While we do not know whether the cooperation [in Maxwell] was initiated by the court or the parties, there is no reason that a court cannot do so, especially if the parties (whose incentives for doing so may not necessarily be as great) have not been able to make progress on their own.
[W]e urge that, in a situation such as this, communication from one court to the other regarding cooperation or the drafting of a protocol could be advantageous to the orderly administration of justice.
The decision is a very strong recommendation from a very distinguished appeals court on the need for and advantages of international cooperation and judicial communication in cross-border cases, and is certain to set the tone for more communications between administrations in different countries in the days ahead. See Stonington Partners v. Lernout & Hauspie Speech Products N.V., 310 F. 3d 118 (3d Cir. 2002). See, also, the very extensive analysis of communications between courts by Prof. Jay L. Westbrook in "International Judicial Negotiation," 38 Texas I.L.J. 567 (2003).
The UNCITRAL Model Law on Cross-border Insolvency and the UNCITRAL Legislative Guide on Insolvency
The United Nations (U.N.) Commission on International Trade Law (UNCITRAL) is a major U.N. organization headquartered in Vienna. It began a study in April 1994 to establish a set of uniform principles for foreign insolvency representatives who needed to have access to the courts of other countries in cross-border cases. The Model Law Project ultimately became an agreed-upon international model for domestic legislation dealing with cross-border insolvencies that could be adopted anywhere in the world. The Official Text of the Model Law has now been widely disseminated and is available on the UNCITRAL web site at www.uncitral.org/en-index.htm.

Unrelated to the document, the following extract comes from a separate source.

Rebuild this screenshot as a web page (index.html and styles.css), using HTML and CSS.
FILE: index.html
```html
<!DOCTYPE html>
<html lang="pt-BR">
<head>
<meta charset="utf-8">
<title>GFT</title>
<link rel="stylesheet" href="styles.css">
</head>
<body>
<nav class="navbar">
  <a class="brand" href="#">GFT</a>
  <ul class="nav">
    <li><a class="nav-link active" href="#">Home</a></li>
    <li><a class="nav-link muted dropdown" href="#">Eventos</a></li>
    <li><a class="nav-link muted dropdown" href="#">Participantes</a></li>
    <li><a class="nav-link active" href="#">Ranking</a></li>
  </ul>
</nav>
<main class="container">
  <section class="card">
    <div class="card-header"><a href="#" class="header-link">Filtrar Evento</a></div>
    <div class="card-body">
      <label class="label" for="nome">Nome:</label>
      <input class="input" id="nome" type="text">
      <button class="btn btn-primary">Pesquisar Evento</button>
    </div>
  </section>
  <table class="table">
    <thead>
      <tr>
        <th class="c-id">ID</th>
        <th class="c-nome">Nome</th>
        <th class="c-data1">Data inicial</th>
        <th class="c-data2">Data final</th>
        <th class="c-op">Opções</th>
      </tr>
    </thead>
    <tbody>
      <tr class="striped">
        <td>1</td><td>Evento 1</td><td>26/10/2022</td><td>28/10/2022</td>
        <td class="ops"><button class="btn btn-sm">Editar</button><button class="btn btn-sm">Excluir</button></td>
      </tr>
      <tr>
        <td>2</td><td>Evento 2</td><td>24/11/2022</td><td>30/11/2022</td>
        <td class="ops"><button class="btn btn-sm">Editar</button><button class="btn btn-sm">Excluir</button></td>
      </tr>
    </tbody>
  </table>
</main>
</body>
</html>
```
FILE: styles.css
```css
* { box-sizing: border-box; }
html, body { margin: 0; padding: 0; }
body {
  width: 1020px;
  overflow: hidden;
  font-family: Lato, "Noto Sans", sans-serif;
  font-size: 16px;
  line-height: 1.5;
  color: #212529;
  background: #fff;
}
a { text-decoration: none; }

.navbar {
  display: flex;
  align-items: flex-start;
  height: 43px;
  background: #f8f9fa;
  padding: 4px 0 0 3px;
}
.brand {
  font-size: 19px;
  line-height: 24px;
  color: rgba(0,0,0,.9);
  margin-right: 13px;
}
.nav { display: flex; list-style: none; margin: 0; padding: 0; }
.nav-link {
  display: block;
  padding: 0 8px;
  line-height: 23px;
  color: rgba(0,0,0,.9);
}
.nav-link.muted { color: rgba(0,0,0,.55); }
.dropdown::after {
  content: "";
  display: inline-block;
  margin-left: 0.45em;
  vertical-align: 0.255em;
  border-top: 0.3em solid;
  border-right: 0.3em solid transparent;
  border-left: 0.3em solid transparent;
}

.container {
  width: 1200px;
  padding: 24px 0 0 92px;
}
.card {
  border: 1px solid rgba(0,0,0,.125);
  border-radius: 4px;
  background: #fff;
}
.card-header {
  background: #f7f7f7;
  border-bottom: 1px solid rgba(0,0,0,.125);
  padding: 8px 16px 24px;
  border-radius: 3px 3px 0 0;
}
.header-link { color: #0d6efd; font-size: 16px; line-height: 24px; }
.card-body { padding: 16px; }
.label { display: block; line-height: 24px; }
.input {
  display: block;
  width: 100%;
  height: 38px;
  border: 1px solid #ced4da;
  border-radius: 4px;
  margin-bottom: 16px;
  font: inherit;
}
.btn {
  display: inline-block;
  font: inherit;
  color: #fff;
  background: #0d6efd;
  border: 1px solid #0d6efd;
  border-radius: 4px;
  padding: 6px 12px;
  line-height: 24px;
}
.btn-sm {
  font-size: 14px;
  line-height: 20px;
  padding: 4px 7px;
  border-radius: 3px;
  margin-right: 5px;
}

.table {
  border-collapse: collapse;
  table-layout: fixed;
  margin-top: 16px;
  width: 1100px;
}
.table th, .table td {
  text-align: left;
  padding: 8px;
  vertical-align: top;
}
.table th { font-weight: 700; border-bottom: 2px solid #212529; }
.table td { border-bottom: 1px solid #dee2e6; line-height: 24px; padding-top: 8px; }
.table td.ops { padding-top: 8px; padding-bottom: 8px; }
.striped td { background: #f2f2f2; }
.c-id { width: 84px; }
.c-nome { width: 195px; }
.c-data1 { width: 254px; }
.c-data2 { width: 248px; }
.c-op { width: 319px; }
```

The primary goal of the model law is to facilitate domestic recognition of foreign insolvency proceedings and to increase international cooperation in multinational cases. The model law contemplates a high level of cooperation between courts in cross-border cases, and domestic courts are directed to cooperate "to the maximum extent possible" with foreign courts and foreign insolvency representatives.
Mexico was the first major economy in the world to officially adopt the UNCITRAL Model Law on Cross-border Insolvency as part of its domestic insolvency legislation. (A translation of Part XIII of the new Mexican Insolvency Act by Josefina Fernandez McEvoy (which incorporates the provisions of the UNCITRAL Model Law) is available at [email protected].)

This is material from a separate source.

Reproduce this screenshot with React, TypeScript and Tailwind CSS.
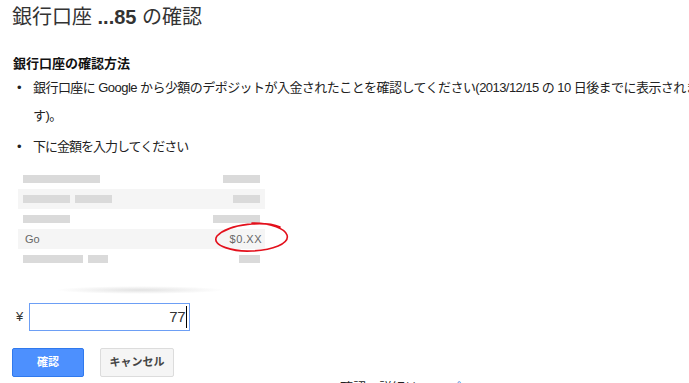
import React from 'react';

const Bar: React.FC<{ w: string }> = ({ w }) => <div className={`h-[8px] bg-[#dadada] ${w}`} />;

const App: React.FC = () => {
  return (
    <div className="w-[689px] h-[383px] overflow-hidden bg-white text-[#222] font-['Liberation_Sans','Noto_Sans_CJK_JP',sans-serif]">
      <div className="w-[820px] pl-[12px]">
        {/* title */}
        <div className="h-[35px] leading-[35px] text-[20px] text-[#333] whitespace-nowrap">
          銀行口座 <span className="font-bold">...85</span> の確認
        </div>

        <h3 className="mt-[19px] ml-[1px] h-[20px] leading-[20px] text-[13px] font-bold text-[#111]">銀行口座の確認方法</h3>

        <ul className="text-[13px] leading-[28px]">
          <li className="flex">
            <span className="w-[21px] pl-[5px] shrink-0">•</span>
            <div className="whitespace-nowrap tracking-[-0.55px]">
              銀行口座に Google から少額のデポジットが入金されたことを確認してください(2013/12/15 の 10 日後までに表示されま
              <br />
              す)。
            </div>
          </li>
          <li className="flex mt-[3px]">
            <span className="w-[21px] pl-[5px] shrink-0">•</span>
            <div className="tracking-[-1px]">下に金額を入力してください</div>
          </li>
        </ul>

        {/* sample statement */}
        <div className="relative mt-[8px] ml-[6px] w-[247px]">
          <div className="h-[20px] px-[5px] flex items-center justify-between">
            <Bar w="w-[77px]" />
            <Bar w="w-[37px]" />
          </div>
          <div className="h-[20px] px-[5px] flex items-center justify-between bg-[#f5f5f5]">
            <div className="flex gap-[5px]">
              <Bar w="w-[47px]" />
              <Bar w="w-[37px]" />
            </div>
            <Bar w="w-[27px]" />
          </div>
          <div className="h-[20px] px-[5px] flex items-center justify-between">
            <Bar w="w-[47px]" />
            <Bar w="w-[47px]" />
          </div>
          <div className="h-[20px] pl-[7px] pr-[3px] flex items-center justify-between bg-[#f5f5f5] text-[11px] text-[#666]">
            <span>Go</span>
            <span className="tracking-[0.5px]">$0.XX</span>
          </div>
          <div className="h-[20px] px-[5px] flex items-center justify-between">
            <div className="flex gap-[5px]">
              <Bar w="w-[60px]" />
              <Bar w="w-[20px]" />
            </div>
            <Bar w="w-[21px]" />
          </div>

          <svg className="absolute left-[192px] top-[49px]" width="85" height="38" viewBox="0 0 85 38" fill="none">
            <path
              d="M70 9 C55 3, 20 5, 7 18 C0 28, 25 34, 42 33 C62 32, 80 26, 77 17 C75 11, 62 5, 42 5"
              stroke="#e3101c"
              strokeWidth="1.6"
              strokeLinecap="round"
            />
          </svg>

          <div className="mt-[17px] ml-[37px] w-[170px] h-[8px] rounded-[50%] bg-[radial-gradient(ellipse_at_center,#e2e2e2,transparent_70%)]" />
        </div>

        {/* amount */}
        <div className="mt-[9px] flex items-center">
          <span className="w-[17px] pl-[4px] text-[13px] text-[#333]">¥</span>
          <div className="w-[161px] h-[28px] border border-[#6d9ff5] flex items-center justify-end pr-[2px] text-[15px] text-[#333]">
            <span className="tracking-[-0.5px]">77</span>
            <span className="ml-[1px] w-[1px] h-[22px] bg-black" />
          </div>
        </div>

        {/* actions */}
        <div className="mt-[17px] flex gap-[16px]">
          <button className="w-[72px] h-[29px] rounded-[2px] border border-[#3079ed] bg-[#4d90fe] text-white text-[11px] font-bold">
            確認
          </button>
          <button className="w-[74px] h-[29px] rounded-[2px] border border-[#dcdcdc] bg-[#f5f5f5] text-[#444] text-[11px] font-bold">
            キャンセル
          </button>
        </div>

        <div className="mt-[3px] pl-[328px] h-[16px] leading-[16px] text-[13px] text-[#222] whitespace-nowrap">
          確認の詳細は <a className="text-[#1155cc]">ヘルプ</a>
        </div>
      </div>
    </div>
  );
};

export default App;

South Africa subsequently passed legislation to enact the UNCITRAL Model Law (Bill No. 4B-2000), although this legislation has as yet still not been proclaimed in force.
Japan also has passed legislation that adopted the principles of the UNCITRAL Model Law on Cross-border Insolvency. Prior to the adoption of Japan's Law on Recognition of and Assistance in Foreign Insolvency Proceedings, the Japanese system for insolvencies had been highly territorial and Japan neither recognized foreign insolvency proceedings nor sought to extend the effect of its own domestic insolvency proceedings to property of a Japanese debtor abroad. Consequently, the adoption of the new legislation represented a very significant and very important change in Japanese insolvency legislation. (A paper by Prof. Kazuhiko Yamamoto of Hitotsubashi University, which compares the new Japanese legislation with the UNCITRAL Model Law, is available electronically from the author.)
More recently, the model law has been adopted by the Republic of Montenegro, a member of the Yugoslav Federation, and by Poland and Romania. Legislation also has been passed in Spain that is to become effective in 2004; it has international insolvency provisions that parallel and, in fact, may be more extensive than those in the model law, but that also reflect the EU Regulation on Insolvency Proceedings. In addition, enabling legislation in the United Kingdom that will allow the adoption of the model law has been enacted in Parliament. In Argentina, a bill has been submitted to Congress for the adoption of the model law in that country. In addition, both Australia and New Zealand have studied the model law, and reports for the governments of both of those countries have recommended its adoption. In Canada, a Parliamentary committee has received submissions on the prospective adoption of the model law in Canada and is expected to issue a report to the government with its recommendations within the next two to three months.
In addition to the United States, where the model law forms a new chapter 15 to the pending amendments to the Bankruptcy Code, the model law has been adopted or recommended for adoption in a wide variety of countries around the world as follows: Mexico (adopted and enacted), Montenegro (Yugoslavia; adopted and enacted), Japan (adopted and enacted with variations), Poland (adopted and enacted), Romania (adopted and enacted), South Africa (adopted and enacted, but not yet in force), Spain (legislation to come into force in 2004 with international insolvency provisions that parallel the model law and also reflect the EU Regulation on Insolvency Proceedings), United Kingdom (enabling legislation for adoption passed and enacted; adoption expected), Australia (adoption recommended) and New Zealand (adoption recommended).
The introduction of the model law in Mexico, South Africa, Japan, Poland and Romania, and its prospective adoption in the United States, Britain and Argentina, will provide an impetus to other countries who are currently studying its adoption. If the model law is widely adopted in domestic insolvency legislation around the world, it will move international insolvency cooperation to an entirely new and higher plane.
The globalization of commerce has dramatically increased the interdependence in cross-border reorganizations of systems and procedures that facilitate the preservation of enterprise values through international cooperation and coordination.
The steadily increasing cooperation between courts in cross-border insolvencies and reorganizations, the expanding adoption of the UNCITRAL Model Law on Cross-border Insolvencies and the experience gained under the EU Regulation on Insolvency Proceedings all prove that international insolvency systems and procedures have advanced more in the last 10 years than in the previous 100 years. Moreover, the pace of change is accelerating and will continue to bring benefits to international trade and commerce and all of those who participate in it.